C’est de cet éclairage, loin de nous de nous congratuler d’un acquis qui disparait dès que l’on croit le posséder, que les enfants d’Israel se réclament. Le regard porté avec fierté vers ceux qui auront su « sortir afin de voir » c’est déjà la volonté de leur ressembler. Car loin s’en faut de supposer la chose acquise, il faut mener le combat de la bienveillance pour espérer l’avoir en soi. 

Le message biblique n’est pas clivant. Toute personne voulant affuter son regard à voir l’autre possède « la lumière dans sa demeure. »  Tel est également le discours du Grand Rabbin de France, Haïm Korsia dans son ouvrage, Réinventer les aurores qui invite à « ne pas renoncer aux aurores de l’espérance » et propose « un manifeste contre l’indifférence, un plaidoyer pour la fraternité, une politique de la jubilation et du bonheur retrouvé » (Cf. introduction). 

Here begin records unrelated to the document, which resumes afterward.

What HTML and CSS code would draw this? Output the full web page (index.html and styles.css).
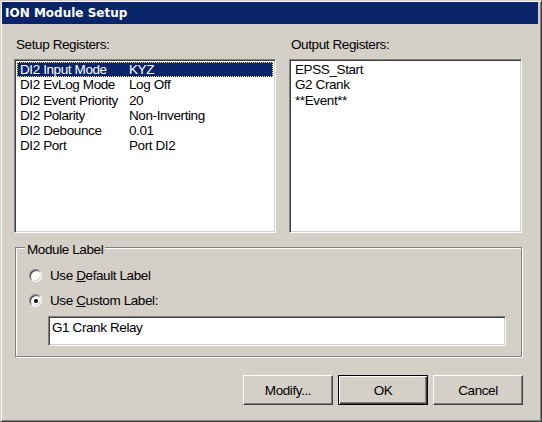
FILE: index.html
```html
<!DOCTYPE html>
<html>
<head>
<meta charset="utf-8">
<title>ION Module Setup</title>
<link rel="stylesheet" href="styles.css">
</head>
<body>
<div class="window">
  <div class="titlebar">ION Module Setup</div>
  <div class="content">
    <div class="lists">
      <div class="col col-setup">
        <div class="label">Setup Registers:</div>
        <div class="listbox">
          <div class="row selected"><span class="name">DI2 Input Mode</span><span class="val">KYZ</span></div>
          <div class="row"><span class="name">DI2 EvLog Mode</span><span class="val">Log Off</span></div>
          <div class="row"><span class="name">DI2 Event Priority</span><span class="val">20</span></div>
          <div class="row"><span class="name">DI2 Polarity</span><span class="val">Non-Inverting</span></div>
          <div class="row"><span class="name">DI2 Debounce</span><span class="val">0.01</span></div>
          <div class="row"><span class="name">DI2 Port</span><span class="val">Port DI2</span></div>
        </div>
      </div>
      <div class="col col-output">
        <div class="label">Output Registers:</div>
        <div class="listbox">
          <div class="row">EPSS_Start</div>
          <div class="row">G2 Crank</div>
          <div class="row">**Event**</div>
        </div>
      </div>
    </div>
    <div class="group">
      <span class="legend">Module Label</span>
      <div class="radio-row"><span class="radio"></span><span>Use <u>D</u>efault Label</span></div>
      <div class="radio-row"><span class="radio checked"></span><span>Use <u>C</u>ustom Label:</span></div>
      <div class="textbox">G1 Crank Relay</div>
    </div>
    <div class="buttons">
      <button class="btn">Modify...</button>
      <button class="btn default">OK</button>
      <button class="btn">Cancel</button>
    </div>
  </div>
</div>
</body>
</html>
```

FILE: styles.css
```css
html, body {
  margin: 0;
  padding: 0;
  background: #d4d0c8;
}
body {
  font-family: "Liberation Sans", Arial, sans-serif;
  font-size: 13.5px;
  letter-spacing: -0.4px;
  color: #000;
}
.window {
  width: 542px;
  height: 422px;
  box-sizing: border-box;
  border: 1px solid;
  border-color: #d4d0c8 #404040 #404040 #d4d0c8;
  box-shadow: inset 1px 1px #fff, inset -1px -1px #808080;
  padding: 1px 3px 2px 1px;
  background: #d4d0c8;
}
.titlebar {
  height: 22px;
  line-height: 22px;
  background: #0a246a;
  color: #fff;
  font-family: "DejaVu Sans", sans-serif;
  font-weight: bold;
  font-size: 12px;
  letter-spacing: 0;
  padding-left: 3px;
}
.content {
  padding: 13px 15px 0 12px;
}
.lists {
  display: flex;
  gap: 13px;
}
.col-setup { width: 262px; }
.col-output { width: 233px; }
.label {
  height: 15px;
  line-height: 15px;
  padding-left: 2px;
  margin-bottom: 7px;
}
.listbox {
  height: 174px;
  box-sizing: border-box;
  border: 1px solid;
  border-color: #808080 #fff #fff #808080;
  box-shadow: inset 1px 1px #404040, inset -1px -1px #d4d0c8;
  background: #fff;
  padding: 2px 2px 1px 2px;
}
.row {
  height: 15.3px;
  line-height: 15.3px;
  padding-left: 3px;
  white-space: nowrap;
  display: flex;
}
.row .name {
  width: 109px;
}
.row.selected {
  background: #0a246a;
  color: #fff;
  outline: 1px dotted #f5db95;
  outline-offset: -1px;
}
.group {
  position: relative;
  margin: 14px 1px 0 1px;
  height: 110px;
  box-sizing: border-box;
  border: 1px solid #808080;
  box-shadow: inset 1px 1px #fff, 1px 1px #fff;
  padding: 15px 15px 10px 13px;
}
.legend {
  position: absolute;
  top: -6px;
  left: 9px;
  line-height: 15px;
  padding: 0 2px;
  background: #d4d0c8;
}
.radio-row {
  height: 25px;
  display: flex;
  align-items: center;
}
.radio {
  position: relative;
  width: 13px;
  height: 13px;
  box-sizing: border-box;
  border-radius: 50%;
  background: #fff;
  border: 1px solid;
  border-color: #808080 #fff #fff #808080;
  box-shadow: inset 1px 1px #404040, inset -1px -1px #d4d0c8;
  margin-right: 8px;
  flex: none;
}
.radio.checked::after {
  content: "";
  position: absolute;
  left: 3.5px;
  top: 3.5px;
  width: 4px;
  height: 4px;
  border-radius: 50%;
  background: #000;
}
.textbox {
  margin: 3px 0 0 19px;
  height: 30px;
  box-sizing: border-box;
  border: 1px solid;
  border-color: #808080 #fff #fff #808080;
  box-shadow: inset 1px 1px #404040, inset -1px -1px #d4d0c8;
  background: #fff;
  padding: 3px 2px 0 3px;
  line-height: 15px;
}
.buttons {
  display: flex;
  justify-content: flex-end;
  gap: 5px;
  margin-top: 18px;
}
.btn {
  width: 90px;
  height: 30px;
  box-sizing: border-box;
  font: inherit;
  letter-spacing: inherit;
  color: #000;
  padding: 0;
  background: #d4d0c8;
  border: 1px solid;
  border-color: #fff #404040 #404040 #fff;
  box-shadow: inset -1px -1px #808080, inset 1px 1px #d4d0c8;
}
.btn.default {
  border: 1px solid #000;
  box-shadow: inset 1px 1px #fff, inset -1px -1px #404040, inset -2px -2px #808080;
}
```
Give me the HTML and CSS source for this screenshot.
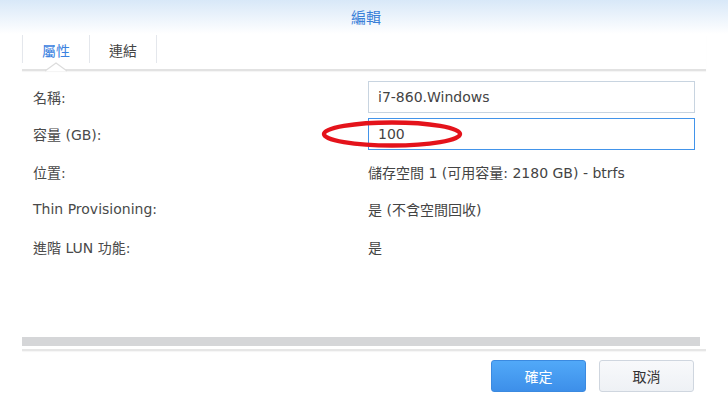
FILE: index.html
```html
<!DOCTYPE html>
<html>
<head>
<meta charset="utf-8">
<link rel="stylesheet" href="styles.css">
</head>
<body>
<div class="dialog">
  <div class="header"><span class="title">編輯</span></div>
  <div class="tabs">
    <div class="tab active">屬性</div>
    <div class="tab">連結</div>
    <svg class="notch" width="22" height="10" viewBox="0 0 22 10"><polygon points="0,9 11,1 22,9" fill="#fff"/><polyline points="0,9 11,1 22,9" fill="none" stroke="#dcdcdc" stroke-width="1.2"/></svg>
  </div>
  <div class="form">
    <div class="label">名稱:</div>
    <div class="value"><div class="input">i7-860.Windows</div></div>
    <div class="label">容量 (GB):</div>
    <div class="value"><div class="input focus">100</div></div>
    <div class="label">位置:</div>
    <div class="value">儲存空間 1 (可用容量: 2180 GB) - btrfs</div>
    <div class="label">Thin Provisioning:</div>
    <div class="value">是 (不含空間回收)</div>
    <div class="label">進階 LUN 功能:</div>
    <div class="value">是</div>
  </div>
  <div class="spacer"></div>
  <div class="scrollbar"></div>
  <div class="footline"></div>
  <div class="footer">
    <button class="btn primary">確定</button>
    <button class="btn">取消</button>
  </div>
  <svg class="ellipse" width="150" height="34" viewBox="0 0 150 34"><ellipse cx="75" cy="17" rx="68" ry="11.5" fill="none" stroke="#e4131b" stroke-width="4.4"/></svg>
</div>
</body>
</html>
```
FILE: styles.css
```css
html, body {
  margin: 0;
  padding: 0;
  background: #fff;
}
body {
  width: 728px;
  height: 400px;
  overflow: hidden;
  font-family: "DejaVu Sans", "Noto Sans CJK TC", sans-serif;
  font-size: 14px;
  color: #4a4a4a;
}
.dialog {
  position: relative;
  height: 400px;
  display: flex;
  flex-direction: column;
}
.header {
  height: 34px;
  background: linear-gradient(#d8e8f8, #ffffff);
  display: flex;
  align-items: center;
  justify-content: center;
}
.title {
  color: #3a7fd8;
  font-size: 15px;
  margin-left: 4px;
  margin-top: -2px;
}
.tabs {
  position: relative;
  margin: 1px 22px 0 22px;
  height: 34px;
  display: flex;
  align-items: flex-start;
  border-bottom: 2px solid #e2e2e2;
  box-shadow: 0 1px 1px rgba(0,0,0,0.04);
}
.tab {
  width: 67px;
  height: 28px;
  display: flex;
  align-items: center;
  justify-content: center;
  border-left: 1px solid #e4e7ec;
  color: #444;
  padding-top: 2px;
  box-sizing: border-box;
}
.tab + .tab {
  width: 68px;
  border-right: 1px solid #e4e7ec;
}
.tab.active {
  color: #3b82e0;
}
.notch {
  position: absolute;
  left: 23px;
  bottom: -3px;
}
.form {
  margin-top: 7px;
  display: grid;
  grid-template-columns: 335px 327px;
  grid-auto-rows: 37.5px;
  padding-left: 33px;
}
.label, .value {
  display: flex;
  align-items: center;
}
.value {
  color: #444;
}
.input {
  width: 100%;
  height: 32px;
  box-sizing: border-box;
  border: 1px solid #c8d4e0;
  display: flex;
  align-items: center;
  padding-left: 9px;
  color: #444;
}
.input.focus {
  border-color: #4294ea;
}
.spacer {
  flex: 1;
}
.scrollbar {
  margin: 0 28px 0 22px;
  height: 9px;
  background: #d5d6d8;
}
.footline {
  margin: 3px 22px 0 22px;
  height: 2px;
  background: #e6e6e6;
  box-shadow: 0 1px 1px rgba(0,0,0,0.04);
}
.footer {
  height: 49px;
  display: flex;
  justify-content: flex-end;
  align-items: flex-start;
  gap: 13px;
  padding: 9px 34px 0 0;
  box-sizing: border-box;
}
.btn {
  width: 95px;
  height: 32px;
  border-radius: 3px;
  border: 1px solid #cfd6df;
  background: linear-gradient(#f8f9fb, #eef1f5);
  font-family: "DejaVu Sans", "Noto Sans CJK TC", sans-serif;
  font-size: 14px;
  color: #333;
  padding: 0;
}
.btn.primary {
  border-color: #3b8ae0;
  background: linear-gradient(#51a9f8, #3d8fe9);
  color: #fff;
}
.ellipse {
  position: absolute;
  left: 317px;
  top: 117px;
}
```
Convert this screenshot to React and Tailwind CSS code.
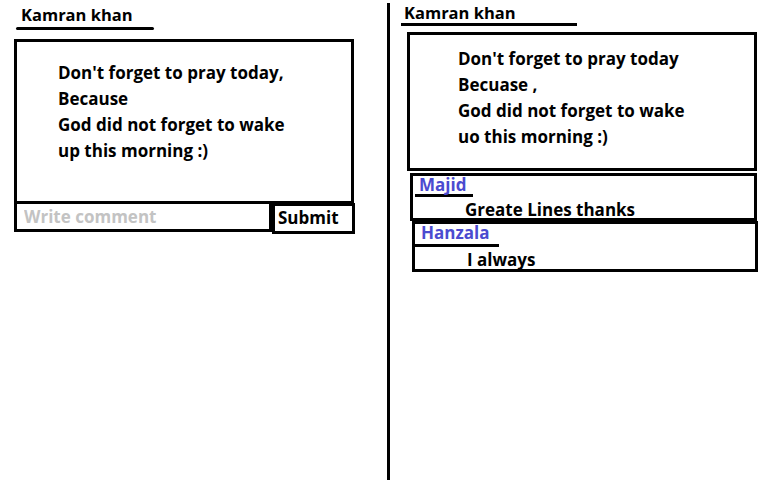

Et parce que ce message doit absolument être compris de tous et des jeunes générations en premier chef, voici un dialogue, issu d’un film - que je n’ai pas vu – entre un vieux chef Cherokee et son petit-fils :

  • Le vieux chef : « Il y a un grand combat qui se passe à l’intérieur de nous tous et c’est un combat entre deux loups. L’un est le mal, il est colère, culpabilité, tristesse et égo. L’autre est bon, il est joie, amour, vérité et foi. »

  • Le petit-fils : « Quel est le loup qui gagnera ? »

  • Le vieux chef : « Celui que tu nourris. » 

Alors si, selon Hobbes « L’homme est un loup pour l’homme », que selon Sartre « L’enfer, c’est les autres » c’est peut-être parce que l’on n’aura pas choisi de nourrir le bon loup.